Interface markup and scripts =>

------------------------------------------------------------

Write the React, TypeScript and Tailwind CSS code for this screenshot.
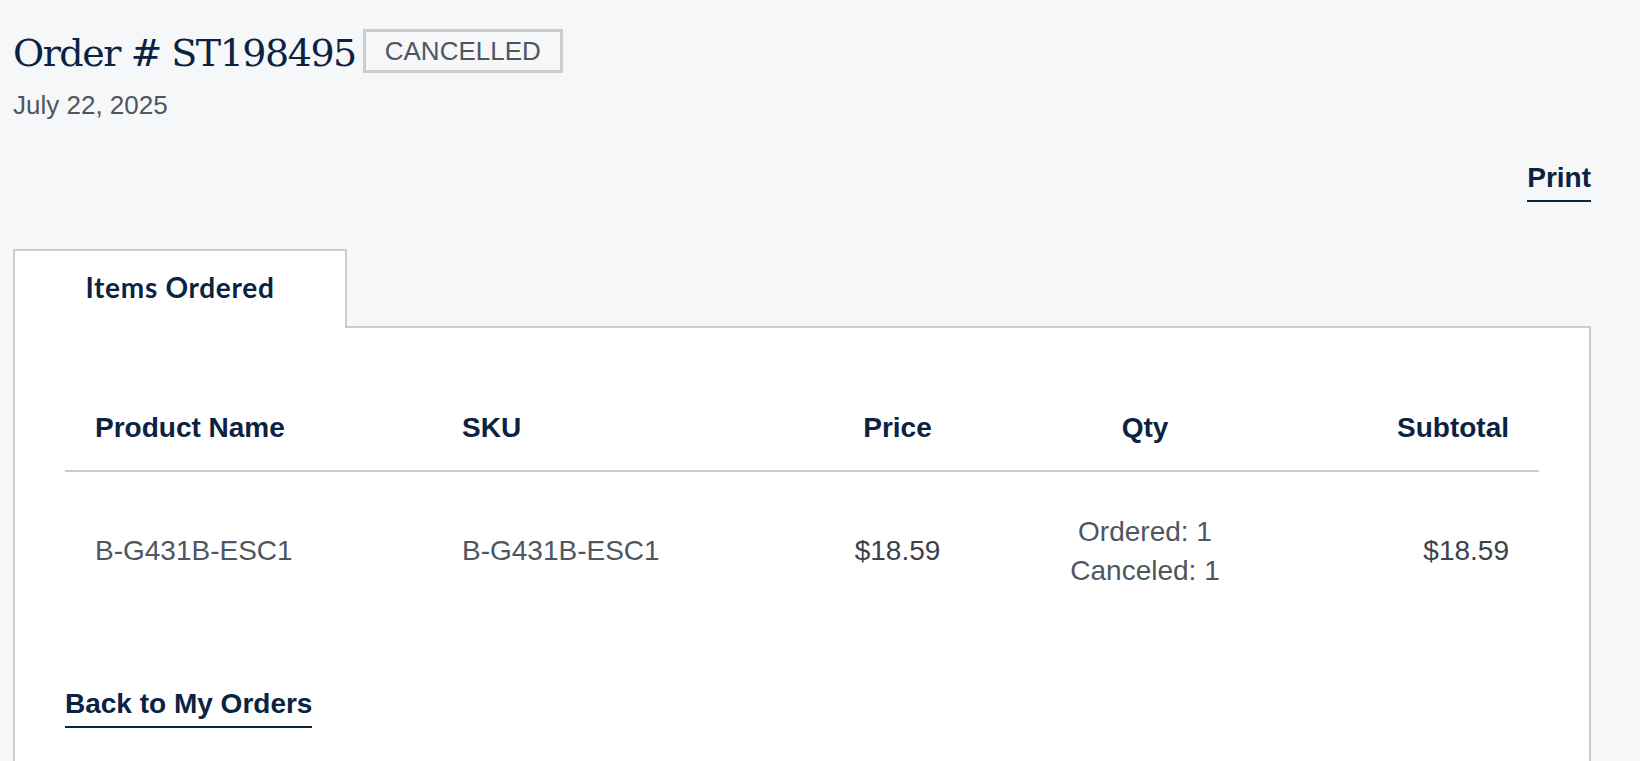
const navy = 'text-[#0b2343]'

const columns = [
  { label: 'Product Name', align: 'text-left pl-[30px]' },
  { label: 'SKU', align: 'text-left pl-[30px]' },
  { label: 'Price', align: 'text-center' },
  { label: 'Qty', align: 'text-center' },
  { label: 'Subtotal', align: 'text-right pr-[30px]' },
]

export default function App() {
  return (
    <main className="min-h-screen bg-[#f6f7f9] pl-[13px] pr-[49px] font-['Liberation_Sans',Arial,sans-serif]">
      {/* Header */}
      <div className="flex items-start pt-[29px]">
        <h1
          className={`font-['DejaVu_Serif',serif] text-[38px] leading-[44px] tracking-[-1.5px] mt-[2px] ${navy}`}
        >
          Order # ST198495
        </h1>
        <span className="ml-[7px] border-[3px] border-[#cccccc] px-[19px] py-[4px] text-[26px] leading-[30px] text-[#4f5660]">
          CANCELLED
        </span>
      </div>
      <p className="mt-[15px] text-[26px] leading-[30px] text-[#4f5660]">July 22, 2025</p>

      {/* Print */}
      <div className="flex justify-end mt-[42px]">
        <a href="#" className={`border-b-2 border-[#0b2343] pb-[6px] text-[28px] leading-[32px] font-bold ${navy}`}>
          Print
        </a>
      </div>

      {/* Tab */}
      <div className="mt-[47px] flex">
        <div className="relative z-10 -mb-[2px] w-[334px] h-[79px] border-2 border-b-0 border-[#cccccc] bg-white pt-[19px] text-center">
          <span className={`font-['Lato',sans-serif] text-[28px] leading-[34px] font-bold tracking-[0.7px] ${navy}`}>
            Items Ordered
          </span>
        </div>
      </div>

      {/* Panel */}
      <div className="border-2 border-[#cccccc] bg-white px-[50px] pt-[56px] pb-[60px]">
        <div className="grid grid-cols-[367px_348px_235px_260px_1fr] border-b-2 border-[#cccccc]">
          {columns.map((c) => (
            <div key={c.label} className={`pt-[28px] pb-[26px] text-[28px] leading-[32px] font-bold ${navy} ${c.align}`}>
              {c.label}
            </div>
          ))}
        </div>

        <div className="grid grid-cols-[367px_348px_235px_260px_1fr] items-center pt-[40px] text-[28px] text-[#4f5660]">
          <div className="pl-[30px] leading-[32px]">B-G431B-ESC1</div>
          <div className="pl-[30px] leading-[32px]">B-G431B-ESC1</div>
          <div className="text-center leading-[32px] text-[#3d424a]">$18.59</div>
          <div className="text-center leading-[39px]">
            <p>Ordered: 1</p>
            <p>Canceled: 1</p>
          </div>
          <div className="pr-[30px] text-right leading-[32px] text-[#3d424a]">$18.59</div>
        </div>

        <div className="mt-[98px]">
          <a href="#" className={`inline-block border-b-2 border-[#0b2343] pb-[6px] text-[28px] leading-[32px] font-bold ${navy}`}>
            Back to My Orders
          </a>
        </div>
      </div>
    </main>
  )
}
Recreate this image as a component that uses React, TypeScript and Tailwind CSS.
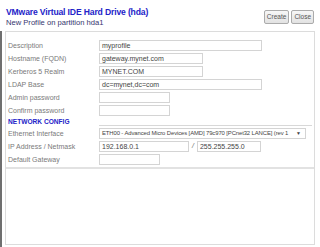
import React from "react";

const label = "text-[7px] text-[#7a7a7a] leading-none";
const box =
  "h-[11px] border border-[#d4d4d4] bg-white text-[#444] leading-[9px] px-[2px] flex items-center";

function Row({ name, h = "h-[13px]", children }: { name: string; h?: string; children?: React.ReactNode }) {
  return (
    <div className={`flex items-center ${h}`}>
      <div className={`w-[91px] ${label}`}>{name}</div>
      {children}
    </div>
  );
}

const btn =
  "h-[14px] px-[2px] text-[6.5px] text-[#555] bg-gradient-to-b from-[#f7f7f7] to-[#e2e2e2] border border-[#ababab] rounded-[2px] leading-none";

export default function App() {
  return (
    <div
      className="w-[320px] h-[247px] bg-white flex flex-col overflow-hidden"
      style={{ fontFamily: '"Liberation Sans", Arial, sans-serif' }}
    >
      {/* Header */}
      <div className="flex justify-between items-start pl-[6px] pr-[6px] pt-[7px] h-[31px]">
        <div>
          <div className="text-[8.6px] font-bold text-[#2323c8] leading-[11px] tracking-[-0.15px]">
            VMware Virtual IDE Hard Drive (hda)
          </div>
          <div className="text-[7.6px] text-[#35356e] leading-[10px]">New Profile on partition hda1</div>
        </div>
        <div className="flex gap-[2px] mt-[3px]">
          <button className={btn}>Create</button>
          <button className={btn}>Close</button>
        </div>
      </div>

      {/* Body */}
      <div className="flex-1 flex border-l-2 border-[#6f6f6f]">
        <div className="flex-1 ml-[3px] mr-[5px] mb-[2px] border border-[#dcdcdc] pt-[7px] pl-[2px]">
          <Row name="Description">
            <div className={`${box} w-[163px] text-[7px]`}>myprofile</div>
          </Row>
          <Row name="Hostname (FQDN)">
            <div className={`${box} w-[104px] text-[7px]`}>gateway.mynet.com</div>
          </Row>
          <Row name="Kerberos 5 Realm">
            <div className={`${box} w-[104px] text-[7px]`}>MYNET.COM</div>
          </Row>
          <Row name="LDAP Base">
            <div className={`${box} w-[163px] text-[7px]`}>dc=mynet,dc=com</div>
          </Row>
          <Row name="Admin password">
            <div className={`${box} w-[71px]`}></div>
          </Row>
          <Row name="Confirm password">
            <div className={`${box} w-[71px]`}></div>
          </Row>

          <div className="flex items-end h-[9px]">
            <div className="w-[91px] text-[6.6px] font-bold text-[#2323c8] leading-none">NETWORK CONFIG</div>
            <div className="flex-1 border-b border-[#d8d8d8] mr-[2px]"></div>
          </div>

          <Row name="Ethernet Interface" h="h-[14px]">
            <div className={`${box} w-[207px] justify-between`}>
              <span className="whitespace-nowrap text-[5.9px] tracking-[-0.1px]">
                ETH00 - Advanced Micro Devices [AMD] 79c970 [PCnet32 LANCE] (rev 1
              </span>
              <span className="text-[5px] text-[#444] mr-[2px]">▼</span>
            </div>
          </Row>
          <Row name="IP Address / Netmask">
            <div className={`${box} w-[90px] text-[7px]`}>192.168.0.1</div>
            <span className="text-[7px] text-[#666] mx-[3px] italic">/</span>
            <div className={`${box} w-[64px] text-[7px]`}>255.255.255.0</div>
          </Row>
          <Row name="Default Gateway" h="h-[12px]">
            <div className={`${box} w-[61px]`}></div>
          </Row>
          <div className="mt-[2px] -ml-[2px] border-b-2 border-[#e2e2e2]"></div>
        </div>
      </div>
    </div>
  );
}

------------------------------------------------------------

Task prompt => Take every line containing the word "this" and copy it.

Task answer =>
Write the React, TypeScript and Tailwind CSS code for this screenshot.
Recreate this image as a component that uses React, TypeScript and Tailwind CSS.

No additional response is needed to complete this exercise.